The Maduro operation has sent tremors far beyond Venezuela’s borders. In Colombia, officials have quietly reinforced military readiness along key corridors, wary that instability could spill across a frontier already strained by refugees, armed groups, and narcotics trafficking. While no formal threat has been issued, Bogotá understands the lesson of January 2026: Washington is willing to act unilaterally when it deems regional security at stake.

Mexico, too, finds itself under renewed pressure. Trump has repeatedly linked cartel violence to U.S. fentanyl deaths and has publicly suggested that Mexico’s sovereignty cannot serve as a shield for transnational crime. Though no intervention appears imminent, the rhetoric alone has unsettled a country whose relationship with Washington balances cooperation with deep historical mistrust.

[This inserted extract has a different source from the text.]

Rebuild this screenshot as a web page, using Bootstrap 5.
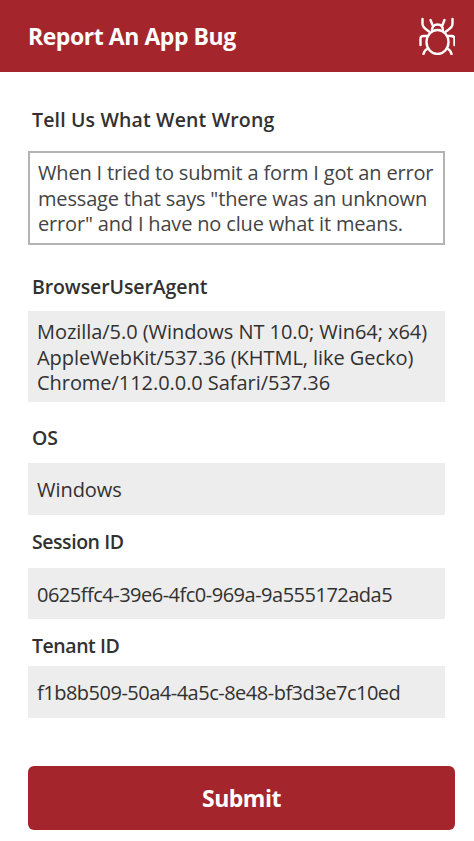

Latin America’s deeper instability — chronic inequality, institutional weakness, and the entrenchment of criminal economies — forms the backdrop to these fears. Dictators fall, but the conditions that produce them remain.

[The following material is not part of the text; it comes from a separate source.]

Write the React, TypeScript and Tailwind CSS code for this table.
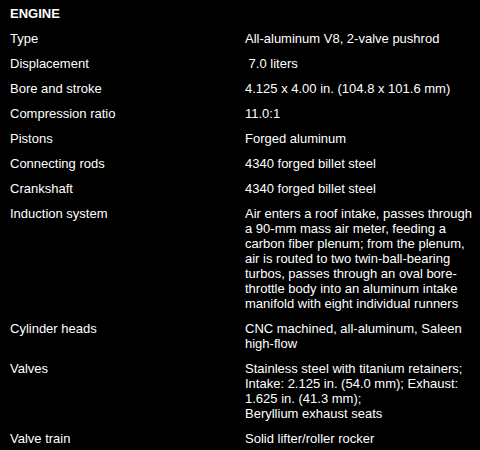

Perhaps most surprising are reports that Russian and Chinese naval vessels have been sighted near Greenland — a development Western analysts interpret less as an immediate military threat than as strategic signaling.

Greenland, an autonomous territory within the Danish kingdom, has long occupied an outsized place in U.S. strategic thinking. Its Arctic location, rare earth potential, and proximity to emerging polar shipping routes make it a focal point in the intensifying great-power competition.

If confirmed, the presence of Russian and Chinese ships would represent a deliberate response to Washington’s assertiveness in Venezuela — a reminder that interventions in one region reverberate globally. The message is implicit but unmistakable: escalation will not remain confined to the Western Hemisphere.

President Trump’s foreign policy since returning to office has been animated by a belief that deterrence flows from unpredictability and strength. The Maduro extraction, in this view, was not merely about Venezuela — it was a demonstration aimed at adversaries watching closely from Beijing, Moscow, and beyond.

That posture has already spilled into economic coercion. Trump has warned India of new tariff hikes unless it curtails purchases of Russian oil — even as he publicly described Prime Minister Narendra Modi as “a very nice man.” The contradiction is characteristic: personal warmth paired with strategic pressure.

India, caught between energy security and geopolitical alignment, now faces a dilemma shared by many mid-sized powers. Compliance risks domestic backlash and economic pain; defiance risks punitive measures from Washington. The episode underscores how the post-Maduro moment has emboldened a more confrontational American stance — not only militarily, but economically.

Beijing and Moscow have condemned the Venezuela operation as a violation of international law, framing it as evidence that the so-called “rules-based order” applies selectively. Yet their protests ring hollow to many observers.

Russia’s invasion of Ukraine and China’s threats toward Taiwan have weakened their moral authority. Still, their alignment with Venezuela before Maduro’s fall — through oil, arms, and diplomatic cover — means they now see the U.S. move not as an isolated action, but as a strategic encroachment.

The result is a tightening spiral: each side cites the other’s hypocrisy, and norms erode further.

Supporters of Trump argue that decisive action was overdue — that decades of sanctions and diplomacy failed to dislodge Maduro, while Venezuelans suffered. In this reading, only strength restores democracy, however controversial the means.

Critics counter that democracy imposed at gunpoint rarely endures. Iraq and Libya loom large as cautionary tales: regimes removed, states shattered. Venezuela, with its collapsed economy and militarized politics, risks following a similar trajectory unless civilian legitimacy emerges quickly.

The deeper question is whether the United States can claim to defend popular sovereignty while bypassing international institutions and regional consensus. For much of Latin America, the memory of U.S.-backed interventions remains raw — and trust is fragile.

Maduro’s fall may mark the end of one dictatorship, but it has not resolved the structural crisis of governance in Venezuela — nor the broader instability of the region. Instead, it has accelerated a reckoning over power, sovereignty, and the limits of intervention.

Is Washington restoring order — or redrawing the rules by force? Are cartels and authoritarianism being dismantled — or merely rearranged?

For now, the answers remain elusive. What is clear is that the post-Maduro era is not a conclusion, but a beginning — one fraught with uncertainty, risk, and the unmistakable return of great-power politics to the Americas.

The dictator is gone. The struggle over who truly governs — the people, or those who claim to act for them — has only just begun.